Issue
Does a forex realisation event 4 (FRE 4) happen when a lender rolls over a loan when it is under no obligation to do so?
Decision
Yes, forex realisation event 4 happens when a lender rolls over a loan when it is not under any obligation to do so.
Facts
Before its 'applicable commencement date' (ACD) under Division 775 of the Income Tax Assessment Act 1997 (ITAA 1997), the taxpayer received a foreign currency loan pursuant to a loan facility agreement it had with a lender. The loan is due to be repaid after 90 days, on a date which falls after the taxpayer's ACD.
According to the loan facility agreement, two days prior to the date a loan is due to be repaid the taxpayer may request that the loan be rolled-over, in which case the loan is deemed to be repaid on the day it is due, and immediately re-advanced to the taxpayer.
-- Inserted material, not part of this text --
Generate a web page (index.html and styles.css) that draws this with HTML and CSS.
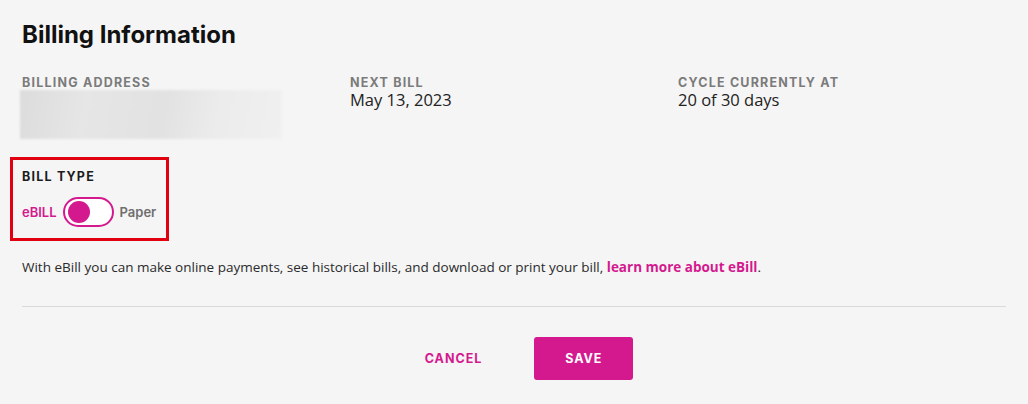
FILE: index.html
```html
<!DOCTYPE html>
<html lang="en">
<head>
<meta charset="utf-8">
<title>Billing Information</title>
<link rel="stylesheet" href="styles.css">
</head>
<body>
<main class="page">
  <h1 class="title">Billing Information</h1>
  <section class="info-grid">
    <div class="info-col">
      <div class="label">BILLING ADDRESS</div>
      <div class="address-blur"></div>
    </div>
    <div class="info-col">
      <div class="label">NEXT BILL</div>
      <div class="value">May 13, 2023</div>
    </div>
    <div class="info-col">
      <div class="label">CYCLE CURRENTLY AT</div>
      <div class="value">20 of 30 days</div>
    </div>
  </section>
  <section class="bill-type">
    <div class="bill-type-label">BILL TYPE</div>
    <div class="toggle-row">
      <span class="opt opt-active">eBILL</span>
      <span class="toggle"><span class="knob"></span></span>
      <span class="opt opt-inactive">Paper</span>
    </div>
  </section>
  <p class="note">With eBill you can make online payments, see historical bills, and download or print your bill, <a class="link" href="#">learn more about eBill</a>.</p>
  <hr class="divider">
  <div class="actions">
    <button class="btn-cancel" type="button">CANCEL</button>
    <button class="btn-save" type="button">SAVE</button>
  </div>
</main>
</body>
</html>
```

FILE: styles.css
```css
html, body {
  margin: 0;
  padding: 0;
  background: #f5f5f5;
}
body {
  font-family: "Open Sans", "Liberation Sans", sans-serif;
  color: #222;
}
.page {
  padding: 21px 22px 0 22px;
}
.title {
  font-family: "Inter", "DejaVu Sans", sans-serif;
  font-weight: 700;
  font-size: 24px;
  line-height: 28px;
  margin: 0 0 27px 0;
  color: #111;
}
.info-grid {
  display: grid;
  grid-template-columns: 328px 328px 1fr;
}
.label {
  font-family: "Inter", "DejaVu Sans", sans-serif;
  font-weight: 700;
  font-size: 12.5px;
  letter-spacing: 1.2px;
  line-height: 14px;
  color: #7b7b7b;
}
.value {
  font-size: 16.5px;
  line-height: 20px;
  color: #222;
}
.address-blur {
  margin-left: -2px;
  width: 262px;
  height: 49px;
  background: linear-gradient(100deg, #dcdcdc 0%, #e6e6e6 25%, #e2e2e2 55%, #ececec 75%, #f0f0f0 100%);
  filter: blur(1px);
}
.bill-type {
  display: inline-block;
  margin: 18px 0 0 -12px;
  padding: 10px 10px 11px 9px;
  border: 3px solid #e10010;
}
.bill-type-label {
  font-family: "Inter", "DejaVu Sans", sans-serif;
  font-weight: 700;
  font-size: 12.5px;
  letter-spacing: 1.2px;
  line-height: 14px;
  color: #1c1c1c;
}
.toggle-row {
  display: flex;
  align-items: center;
  gap: 6px;
  margin-top: 13px;
}
.opt {
  font-family: "Inter", "DejaVu Sans", sans-serif;
  font-weight: 600;
  font-size: 13px;
}
.opt-active { color: #d4198f; }
.opt-inactive { color: #6f6f6f; }
.toggle {
  box-sizing: border-box;
  width: 51px;
  height: 30px;
  border: 2px solid #d4198f;
  border-radius: 15px;
  background: #fff;
  display: flex;
  align-items: center;
  padding-left: 3px;
}
.knob {
  width: 22px;
  height: 22px;
  border-radius: 50%;
  background: #d4198f;
}
.note {
  margin: 17px 0 0 0;
  font-size: 13.5px;
  line-height: 18px;
  color: #2a2a2a;
}
.link {
  color: #d4198f;
  font-weight: 700;
  text-decoration: none;
}
.divider {
  border: 0;
  border-top: 1px solid #dadada;
  margin: 30px 0 0 0;
}
.actions {
  display: flex;
  justify-content: center;
  align-items: center;
  gap: 52px;
  margin-top: 30px;
  padding-left: 30px;
}
.btn-cancel, .btn-save {
  font-family: "Inter", "DejaVu Sans", sans-serif;
  font-weight: 700;
  font-size: 12.5px;
  letter-spacing: 1px;
  border: 0;
  cursor: pointer;
}
.btn-cancel {
  background: transparent;
  color: #d4198f;
  padding: 0;
}
.btn-save {
  background: #d4198f;
  color: #fff;
  width: 99px;
  height: 43px;
  border-radius: 3px;
}
```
However, the lender is not obliged to roll-over the loan.
After the ACD, the taxpayer requests a roll-over in accordance with the loan facility agreement and the loan is rolled over as requested.
Reasons for Decision
Section 775-15 of the ITAA 1997 provides that the assessable income for an income year of a taxpayer includes a forex realisation gain made as a result of a forex realisation event that happens during that income year. Similarly, section 775-30 of the ITAA 1997 provides that a forex realisation loss which results from a forex realisation event during the income year is deductible.
Under section 775-55 of the ITAA 1997, FRE 4 happens when certain obligations to pay foreign currency cease, including obligations incurred in return for receiving an amount of foreign currency (paragraph 775-55(1)(b)(ix) of the ITAA 1997).
The term 'obligation' was intended by Parliament to have its ordinary legal meaning: Explanatory Memorandum to the New Business Tax System (Taxation of Financial Arrangements) Bill (No.1) 2003 (Cth) (which introduced Division 775 into the ITAA 1997) at paragraph 2.108. This meaning includes an obligation imposed by a contract and implies that an obligation to pay foreign currency may be discharged by a further agreement between parties to the contract which imposed the obligation.
The express exemption for facility agreements in section 775-195 of the ITAA 1997 suggests that an FRE 4 occurs when an individual liability under an eligible security is 'rolled over', and is consistent with the view that the roll-over of a loan discharges an existing obligation and creates a new obligation for the purposes of section 775-55 of the ITAA 1997.
While some members of the High Court in KD Morris & Sons Pty Ltd (in liquidation) v. Bank of Queensland (1980) 146 CLR 165 and the Full Federal Court in Commissioner of Taxation v Energy Resources of Australia Ltd (1994) 54 FCR 25; 1994 ATC 4923; (1994) 29 ATR 553 regarded the repayment and re-advance of a security by way of roll-over as merely a continuation of an existing obligation, in both cases the judges concerned formed their views based on the legally binding obligation which was imposed on the financier in question to roll-over securities: (1979-1980) 146 CLR 165 at 175; (1994) 54 FCR 25 at 72 respectively.
If a lender rolls over a loan when it is under no obligation to do so, a FRE 4 occurs and the borrower incurs a new obligation to pay foreign currency for the purposes of section 775-55 of the ITAA 1997.